Third place in the championship means Gardemeister will be third to start the opening leg. "When it's dry the roads have a lot of slippery loose gravel on the surface so it's better to start further back in the order, by which time the gravel has been swept away," he said. "Third isn't ideal but it's much better than first. The problem isn't so great in New Zealand as elsewhere. The rally is so fast and there aren't many tight corners, which is where a driver loses traction and grip on the loose stones."
Gardemeister has recovered from the heavy 'flu which affected him throughout Rally Mexico. "I've had a good couple of weeks in Finland since returning from Mexico. I've been running and walking to maintain my fitness and I feel much better now," he added.
In contrast to his team-mate's experience, Kresta has never competed in New Zealand before.

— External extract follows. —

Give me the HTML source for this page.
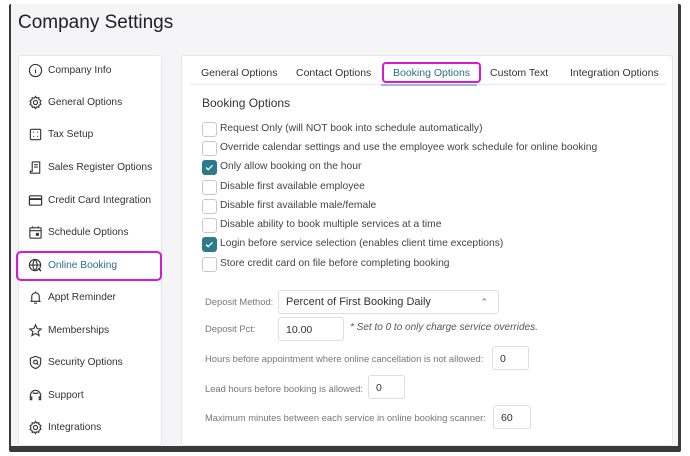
<!DOCTYPE html>
<html><head><style>
*{box-sizing:border-box;margin:0;padding:0}
body{width:690px;height:456px;background:#fff;font-family:"Liberation Sans",sans-serif;position:relative;overflow:hidden;color:#333}
.frame{position:absolute;left:9px;top:4px;width:672px;height:448px;background:#3a3a3a;border-radius:2px}
.inner{position:absolute;left:11px;top:4px;width:667px;height:442px;background:#f5f5f7}
h1{position:absolute;left:18px;top:12px;font-size:19px;font-weight:normal;color:#222}
.side{position:absolute;left:18px;top:55px;width:144px;height:391px;background:#fff;border:1px solid #e6e6e8;border-radius:3px}
.it{position:absolute;left:10px;font-size:10.2px;color:#333;height:14px;line-height:14px}
.it svg{position:absolute;left:0;top:-1px;width:15px;height:15px}
.it span{position:absolute;left:20px;white-space:nowrap}
.sel{position:absolute;left:16px;top:251px;width:146px;height:30px;border:2px solid #d51ad5;border-radius:5px}
.main{position:absolute;left:181px;top:55px;width:492px;height:391px;background:#fff;border:1px solid #e6e6e8;border-radius:3px}
.tab{position:absolute;top:67px;font-size:10.5px;color:#333;white-space:nowrap}
.tabline{position:absolute;left:190px;top:84px;width:476px;height:1px;background:#e8e8ea}
.cb{position:absolute;left:202px;width:15px;height:15px;border:1px solid #c8c8cc;border-radius:3px;background:#fff}
.cb.on{background:#2b7b8c;border-color:#2b7b8c}
.lbl{position:absolute;left:220px;font-size:10.3px;color:#444;white-space:nowrap}
.fl{position:absolute;left:205px;font-size:9.4px;color:#777;white-space:nowrap}
.in{position:absolute;background:#fff;border:1px solid #ddd;border-radius:3px;font-size:10.5px;color:#333;padding-left:7px}
</style></head><body>
<div class="frame"></div>
<div class="inner"></div>
<h1>Company Settings</h1>
<div class="side"></div>
<div class="sel"></div>
<div class="it" style="left:28px;top:64px"><svg viewBox="0 0 16 16" fill="none" stroke="#333" stroke-width="1.2"><circle cx="8" cy="8" r="6.5"/><path d="M8 7v4M8 5v.5"/></svg><span>Company Info</span></div>
<div class="it" style="left:28px;top:96px"><svg viewBox="0 0 16 16" fill="none" stroke="#333" stroke-width="1.2"><circle cx="8" cy="8" r="2.2"/><path d="M8 1.5l1.3 1.8 2.2-.6.3 2.2 2 1-1 2 1 2-2 1-.3 2.2-2.2-.6L8 14.5l-1.3-1.8-2.2.6-.3-2.2-2-1 1-2-1-2 2-1 .3-2.2 2.2.6z"/></svg><span>General Options</span></div>
<div class="it" style="left:28px;top:128px"><svg viewBox="0 0 16 16" fill="none" stroke="#333" stroke-width="1.2"><rect x="2.5" y="2.5" width="11" height="11" rx="1"/><path d="M5.5 5.5h1M9.5 5.5h1M5.5 10h1M9.5 10h1"/></svg><span>Tax Setup</span></div>
<div class="it" style="left:28px;top:161px"><svg viewBox="0 0 16 16" fill="none" stroke="#333" stroke-width="1.2"><path d="M4.5 2h8v10M4.5 2v10H2.5v2h10v-2M6.5 5h4M6.5 7.5h4"/></svg><span>Sales Register Options</span></div>
<div class="it" style="left:28px;top:194px"><svg viewBox="0 0 16 16" fill="none" stroke="#333" stroke-width="1.3"><rect x="1.5" y="3" width="13" height="10" rx="1"/><path d="M1.5 6.5h13" stroke-width="2"/></svg><span>Credit Card Integration</span></div>
<div class="it" style="left:28px;top:226px"><svg viewBox="0 0 16 16" fill="none" stroke="#333" stroke-width="1.2"><rect x="2" y="3" width="12" height="11" rx="1"/><path d="M2 6h12M5 1.5v2M11 1.5v2"/><rect x="9" y="9" width="2" height="2" fill="#333"/></svg><span>Schedule Options</span></div>
<div class="it" style="left:28px;top:259px;color:#2a6e8a"><svg viewBox="0 0 16 16" fill="none" stroke="#333" stroke-width="1.2"><circle cx="7.5" cy="7.5" r="6"/><path d="M1.5 7.5h12M7.5 1.5c-3 3.5-3 8.5 0 12M7.5 1.5c3 3.5 3 8.5 0 12"/><path d="M11 11l3 3" stroke-width="1.5"/></svg><span>Online Booking</span></div>
<div class="it" style="left:28px;top:291px"><svg viewBox="0 0 16 16" fill="none" stroke="#333" stroke-width="1.2"><path d="M4 12V7a4 4 0 018 0v5M2.5 12h11M6.5 14h3M8 1.5v1.5"/></svg><span>Appt Reminder</span></div>
<div class="it" style="left:28px;top:324px"><svg viewBox="0 0 16 16" fill="none" stroke="#333" stroke-width="1.2"><path d="M8 2l1.8 4 4.2.4-3.2 2.8 1 4.2L8 11.2 4.2 13.4l1-4.2L2 6.4 6.2 6z"/></svg><span>Memberships</span></div>
<div class="it" style="left:28px;top:356px"><svg viewBox="0 0 16 16" fill="none" stroke="#333" stroke-width="1.2"><path d="M8 1.5l5.5 2v4.5c0 3.5-2.5 5.5-5.5 6.5C5 13.5 2.5 11.5 2.5 8V3.5z"/><circle cx="8" cy="7.5" r="2"/><path d="M9.5 9l1.5 1.5"/></svg><span>Security Options</span></div>
<div class="it" style="left:28px;top:389px"><svg viewBox="0 0 16 16" fill="none" stroke="#333" stroke-width="1.2"><path d="M2.5 11V8a5.5 5.5 0 0111 0v3M2.5 9.5h1.5v3h-1.5zM12 9.5h1.5v3H12zM5 5c2 1 4 1 6 0"/></svg><span>Support</span></div>
<div class="it" style="left:28px;top:421px"><svg viewBox="0 0 16 16" fill="none" stroke="#333" stroke-width="1.2"><circle cx="8" cy="8" r="2.2"/><path d="M8 1.5l1.3 1.8 2.2-.6.3 2.2 2 1-1 2 1 2-2 1-.3 2.2-2.2-.6L8 14.5l-1.3-1.8-2.2.6-.3-2.2-2-1 1-2-1-2 2-1 .3-2.2 2.2.6z"/></svg><span>Integrations</span></div>

<div class="main"></div>
<div class="tab" style="left:201px">General Options</div>
<div class="tab" style="left:296px">Contact Options</div>
<div class="tab" style="left:393px;color:#2a6e8a">Booking Options</div>
<div class="tab" style="left:490px">Custom Text</div>
<div class="tab" style="left:570px">Integration Options</div>
<div class="tabline"></div>
<div style="position:absolute;left:381px;top:84px;width:96px;height:2px;background:#9fb8d8"></div>
<div style="position:absolute;left:382px;top:62px;width:99px;height:21px;border:2px solid #d51ad5;border-radius:4px"></div>

<div style="position:absolute;left:202px;top:96px;font-size:12px;color:#333">Booking Options</div>

<div class="cb" style="top:122px"></div><div class="lbl" style="top:123px">Request Only (will NOT book into schedule automatically)</div>
<div class="cb" style="top:141px"></div><div class="lbl" style="top:142px">Override calendar settings and use the employee work schedule for online booking</div>
<div class="cb on" style="top:160px"><svg viewBox="0 0 15 15" width="13" height="13"><path d="M3.5 7.5l2.5 2.5 5-5" fill="none" stroke="#fff" stroke-width="1.5"/></svg></div><div class="lbl" style="top:161px">Only allow booking on the hour</div>
<div class="cb" style="top:180px"></div><div class="lbl" style="top:181px">Disable first available employee</div>
<div class="cb" style="top:199px"></div><div class="lbl" style="top:200px">Disable first available male/female</div>
<div class="cb" style="top:218px"></div><div class="lbl" style="top:219px">Disable ability to book multiple services at a time</div>
<div class="cb on" style="top:237px"><svg viewBox="0 0 15 15" width="13" height="13"><path d="M3.5 7.5l2.5 2.5 5-5" fill="none" stroke="#fff" stroke-width="1.5"/></svg></div><div class="lbl" style="top:238px">Login before service selection (enables client time exceptions)</div>
<div class="cb" style="top:257px"></div><div class="lbl" style="top:258px">Store credit card on file before completing booking</div>

<div class="fl" style="top:296px">Deposit Method:</div>
<div class="in" style="left:278px;top:290px;width:221px;height:24px;line-height:22px;font-size:11px">Percent of First Booking Daily<span style="position:absolute;right:10px;font-size:9px;color:#666">⌃</span></div>
<div class="fl" style="top:323px">Deposit Pct:</div>
<div class="in" style="left:278px;top:317px;width:66px;height:24px;line-height:24px">10.00</div>
<div style="position:absolute;left:350px;top:322px;font-size:10px;font-style:italic;color:#555">* Set to 0 to only charge service overrides.</div>
<div class="fl" style="top:353px">Hours before appointment where online cancellation is not allowed:</div>
<div class="in" style="left:492px;top:346px;width:37px;height:24px;line-height:24px">0</div>
<div class="fl" style="top:383px">Lead hours before booking is allowed:</div>
<div class="in" style="left:368px;top:375px;width:37px;height:24px;line-height:24px">0</div>
<div class="fl" style="top:412px">Maximum minutes between each service in online booking scanner:</div>
<div class="in" style="left:493px;top:405px;width:38px;height:24px;line-height:24px">60</div>
</body></html>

However, lack of experience does not seem a handicap to the Czech driver, who ran as high as sixth overall in Mexico earlier this month before retiring his BP Ultimate-branded Focus RS.
"Every rally this season has been one of learning for me," said 28-year-old Kresta. "But despite this I scored driver points in both Monte Carlo and Sweden and was lying in the points in Mexico before retiring. I'm aiming for another points finish in New Zealand, but the most important aspect for me is to learn as much as I can about the event.
"I think the special stages will be fast and enjoyable to drive. I have been nominated here by Ford so it's important for me to aim for a good result to score manufacturer points. But I don't want to take any risks, especially early in the event, because it's also necessary for me to finish the rally to understand the nature of the roads and gain as much experience as I can," added Kresta.
* Antony Warmbold and Michael Orr aim to continue their progress after scoring a career-best seventh place in Mexico earlier this month. The German driver will be making his third appearance in New Zealand at the wheel of an M-Sport-run Focus RS. His best result was 19th last year. Argentines Luis Perez Companc and Jose Maria Volta will make their debut in a privately-run Focus RS. The Buenos Aires-based duo will also drive an M-Sport-prepared car on the first of a two-event programme, which ends with July's Rally Argentina.
* BP-Ford has nominated Michelin's Z pattern tyre for the event. Designed for a clear and hard surface, the Z tyre has a relatively compact tread pattern to ensure the maximum amount of rubber is in contact with the road for the best possible grip and traction. If the weather is wet or the roads have more loose gravel on them then expected, the team can cut the Z tyre to a ZA pattern. It is a more open tread, designed to penetrate the loose surface in search of firmer ground deeper down.
* Gardemeister celebrated his 30th birthday yesterday on a promotional tour in Australia. He was in Melbourne where he met V8 Supercar driver Jason Bright and visited the Australian's Castrol-backed Ford Performance Racing team. He then attended the Australian Rules Football clash between Carlton and Essendon at the famous Melbourne Cricket Ground stadium, home of the 2006 Commonwealth Games.
The event follows broadly the same format as last year. After a ceremonial start on Thursday evening close to yachting's Americas Cup village in Auckland's Viaduct Harbour, the opening two days' are based close to the Paparoa service park in the Northland region, almost 150km north. The second leg ends with two runs at the spectacular floodlit super special stage at Manukau, on the edge of Auckland. The final leg comprises the superb west coast tests near Raglan, 160km south of the city. It includes two passes over the classic Whaanga Coast test, which hugs the Tasman Sea coastline and is rated by many as the best stage in the entire championship. All stages are identical to 2004, with the exception of one new test on each of the opening two legs. There are 20 stages in all and drivers face 356km of competition in a route of 1128.48km.